Now proceed south along the path. After 100m or so you will arrive at a junction. The marsh path turns right, and there is an opening in the forest where a track continues south. From a satellite image it looks like this path ends up at Park Road. I have not travelled down it because (a) it’s usually either muddy or very muddy, and (b) it’s not clear whether this path is part of the marsh site or leads onto private property. So I stick to the marsh path. The route is out-and-back, about 250m each way.
As you walk look and listen for a wide range of marshland birds. Swamp Sparrows are common here and you will often hear a dozen or more singing males. If you arrived early in the morning you may be treated to the booming call of the American Bittern. Virginia Rails start to arrive early in April and you will probably hear their weird grunting display or the “kiddick” call. By mid-May Marsh Wrens start to arrive and sing their buzzy songs. Pied-billed Grebes are frequently heard braying and hooting, and if you scan carefully you should be able to pick up one or two on patrol. Sora can be seen or heard in May but they do not appear to stay on. Look and listen as well for Common Gallinules.
The marsh is not known as a shorebird site, but Wilson’s Snipe appear to breed there so listen for their winnowing display call. If you hear it, look way up in the sky for a tiny dot with a long bill.
Perring through the foliage into the interior of the marsh you may find a range of waterfowl. Canada Geese can be plentiful, and Mute Swans, Mallards and Wood Ducks breed here. In April and May migrant ducks are regular visitors, particularly Ring-necked Duck, Blue-winged Teal and Bufflehead.
While gazing at the marsh don’t forget to glance upwards regularly. Ring-billed Gulls are usually floating around in small numbers but with luck you will see one or more Black Terns, most likely visitors from the breeding colony at Camden Lake. Tree and Barn Swallows are regulars. Raptors other than Turkey Vultures are infrequent but with luck you may see an Osprey, a Red-tailed Hawk or Northern Harrier – probably with Red-winged Blackbirds in hot pursuit. And though American Bitterns are more often seen than heard, they and Great Blue Herons can sometimes be spotted as they fly to a different part of the marsh.

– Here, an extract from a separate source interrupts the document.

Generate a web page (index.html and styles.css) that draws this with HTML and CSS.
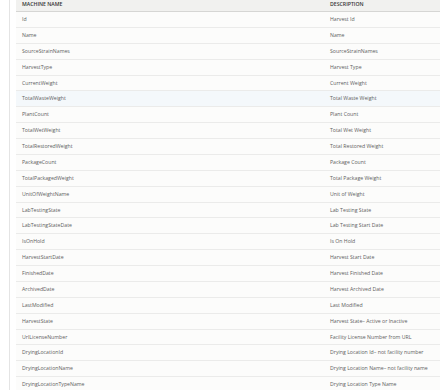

Above all, keep an eye open for Least Bitterns. They can occasionally be spotted in the reeds, but your best bet is to see one or more skimming low above the marsh. Least Bitterns are very small herons with distinctive colouration. In flight you will see an orangey head and breast, white belly, dark underwing and a pattern of black and orange on the upperwing.

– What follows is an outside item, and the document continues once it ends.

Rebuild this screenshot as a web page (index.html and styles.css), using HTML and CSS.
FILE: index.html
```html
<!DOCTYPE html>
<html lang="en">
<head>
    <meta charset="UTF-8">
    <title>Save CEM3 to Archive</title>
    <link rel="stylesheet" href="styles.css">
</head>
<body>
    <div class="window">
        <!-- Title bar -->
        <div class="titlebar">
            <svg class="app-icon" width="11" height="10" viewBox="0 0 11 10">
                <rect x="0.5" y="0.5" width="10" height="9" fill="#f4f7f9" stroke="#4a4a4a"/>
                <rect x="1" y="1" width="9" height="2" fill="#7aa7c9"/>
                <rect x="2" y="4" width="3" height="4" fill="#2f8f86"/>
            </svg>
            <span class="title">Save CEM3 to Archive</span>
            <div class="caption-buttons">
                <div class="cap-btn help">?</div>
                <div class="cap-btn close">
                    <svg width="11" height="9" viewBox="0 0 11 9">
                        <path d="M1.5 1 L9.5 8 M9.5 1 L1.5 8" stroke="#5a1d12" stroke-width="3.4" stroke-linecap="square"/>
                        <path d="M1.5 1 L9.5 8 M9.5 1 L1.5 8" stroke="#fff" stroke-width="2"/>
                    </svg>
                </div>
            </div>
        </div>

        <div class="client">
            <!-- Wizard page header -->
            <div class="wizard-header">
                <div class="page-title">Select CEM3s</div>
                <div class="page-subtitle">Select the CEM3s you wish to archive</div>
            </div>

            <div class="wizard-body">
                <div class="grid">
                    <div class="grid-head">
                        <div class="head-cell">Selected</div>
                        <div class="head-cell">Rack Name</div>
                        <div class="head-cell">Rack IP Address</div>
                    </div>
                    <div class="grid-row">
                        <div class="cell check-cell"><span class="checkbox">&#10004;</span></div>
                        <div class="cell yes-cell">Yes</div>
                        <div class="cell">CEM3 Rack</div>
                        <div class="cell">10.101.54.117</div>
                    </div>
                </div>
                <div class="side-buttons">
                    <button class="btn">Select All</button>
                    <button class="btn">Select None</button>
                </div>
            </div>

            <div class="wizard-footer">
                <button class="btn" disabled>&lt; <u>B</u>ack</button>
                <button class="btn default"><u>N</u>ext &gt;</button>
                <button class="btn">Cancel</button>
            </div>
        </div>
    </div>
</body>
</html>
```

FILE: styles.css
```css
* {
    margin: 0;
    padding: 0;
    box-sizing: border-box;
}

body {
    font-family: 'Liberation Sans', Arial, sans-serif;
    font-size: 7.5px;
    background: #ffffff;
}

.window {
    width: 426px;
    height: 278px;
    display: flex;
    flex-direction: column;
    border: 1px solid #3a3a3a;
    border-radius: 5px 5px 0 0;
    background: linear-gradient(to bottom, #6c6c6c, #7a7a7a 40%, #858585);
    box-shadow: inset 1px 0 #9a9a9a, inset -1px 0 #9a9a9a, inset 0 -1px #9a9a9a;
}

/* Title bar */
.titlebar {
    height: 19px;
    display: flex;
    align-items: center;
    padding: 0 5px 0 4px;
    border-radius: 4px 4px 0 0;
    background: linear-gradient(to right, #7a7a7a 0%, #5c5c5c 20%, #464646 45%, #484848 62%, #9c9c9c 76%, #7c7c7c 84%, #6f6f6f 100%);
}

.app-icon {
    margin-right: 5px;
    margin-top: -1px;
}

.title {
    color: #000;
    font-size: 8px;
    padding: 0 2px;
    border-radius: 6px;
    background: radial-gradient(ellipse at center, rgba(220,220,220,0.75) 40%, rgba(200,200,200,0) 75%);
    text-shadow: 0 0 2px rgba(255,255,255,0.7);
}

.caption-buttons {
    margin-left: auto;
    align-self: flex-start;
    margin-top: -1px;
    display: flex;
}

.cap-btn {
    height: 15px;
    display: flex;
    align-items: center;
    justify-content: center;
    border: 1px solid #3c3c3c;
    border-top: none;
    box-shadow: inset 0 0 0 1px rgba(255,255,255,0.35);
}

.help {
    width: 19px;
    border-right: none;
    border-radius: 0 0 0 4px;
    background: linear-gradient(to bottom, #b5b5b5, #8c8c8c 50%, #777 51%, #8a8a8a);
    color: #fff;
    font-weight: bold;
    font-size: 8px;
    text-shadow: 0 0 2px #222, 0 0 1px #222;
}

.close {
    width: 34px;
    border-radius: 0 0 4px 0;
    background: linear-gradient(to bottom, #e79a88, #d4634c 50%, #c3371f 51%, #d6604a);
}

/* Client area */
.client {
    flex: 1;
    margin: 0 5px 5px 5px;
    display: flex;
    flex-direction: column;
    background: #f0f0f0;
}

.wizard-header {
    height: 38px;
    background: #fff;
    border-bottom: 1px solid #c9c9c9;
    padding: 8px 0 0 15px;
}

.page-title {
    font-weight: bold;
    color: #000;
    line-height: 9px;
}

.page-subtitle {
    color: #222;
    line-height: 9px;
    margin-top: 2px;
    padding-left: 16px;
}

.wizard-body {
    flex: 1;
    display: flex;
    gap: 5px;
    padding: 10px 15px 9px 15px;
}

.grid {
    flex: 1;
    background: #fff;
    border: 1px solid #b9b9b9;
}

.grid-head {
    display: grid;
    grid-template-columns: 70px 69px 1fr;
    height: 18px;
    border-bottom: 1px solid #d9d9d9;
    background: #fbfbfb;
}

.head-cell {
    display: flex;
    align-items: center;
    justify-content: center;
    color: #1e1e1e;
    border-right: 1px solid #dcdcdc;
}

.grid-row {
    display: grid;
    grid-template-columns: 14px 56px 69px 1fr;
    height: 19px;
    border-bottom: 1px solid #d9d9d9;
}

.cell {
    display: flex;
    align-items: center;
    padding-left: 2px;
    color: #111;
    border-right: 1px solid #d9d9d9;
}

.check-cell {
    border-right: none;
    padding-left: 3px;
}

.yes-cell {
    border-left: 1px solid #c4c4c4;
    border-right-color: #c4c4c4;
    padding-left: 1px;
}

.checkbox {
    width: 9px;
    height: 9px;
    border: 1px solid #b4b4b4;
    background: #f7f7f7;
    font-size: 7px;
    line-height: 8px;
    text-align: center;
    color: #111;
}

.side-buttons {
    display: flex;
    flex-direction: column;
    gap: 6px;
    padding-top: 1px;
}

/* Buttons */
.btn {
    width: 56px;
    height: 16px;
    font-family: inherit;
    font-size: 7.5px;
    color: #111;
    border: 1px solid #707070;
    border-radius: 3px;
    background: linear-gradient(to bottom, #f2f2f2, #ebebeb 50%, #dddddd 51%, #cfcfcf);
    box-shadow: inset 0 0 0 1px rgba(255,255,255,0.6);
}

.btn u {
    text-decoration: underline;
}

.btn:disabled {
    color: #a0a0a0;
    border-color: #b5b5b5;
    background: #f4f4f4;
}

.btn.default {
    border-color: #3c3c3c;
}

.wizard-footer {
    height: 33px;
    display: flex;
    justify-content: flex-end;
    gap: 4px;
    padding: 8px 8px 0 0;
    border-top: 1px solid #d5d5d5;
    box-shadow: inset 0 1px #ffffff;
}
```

While the marsh is the main attraction, a good range of passerines can be found at this site. Yellow Warblers are plentiful and Common Yellowthroats are… common. Song Sparrows, American Goldfinch and American Robins are expected. A number of flycatcher species pass through the marsh on migration, although Eastern Kingbird is the only one that stays on to breed. Baltimore Orioles, Red-eyed Vireos, Northern Flickers and Rose-breasted Grosbeaks are frequently heard in the woodlands to the south.
Once you have completed your circuit of the marsh, it’s worth spending a few minutes along Moscow Road. There are spots where the interior ponds can be seen, though by early June these tend to be blocked by reeds. But there will be more Swamp Sparrows, Yellow Warblers and Red-winged Blackbirds, and when the water level is high enough the marshy patches along the road can hold Virginia Rail.
Having driven out to Moscow Marsh, it would be a shame not to go a bit further and visit Camden Lake – the subject of a forthcoming site guide.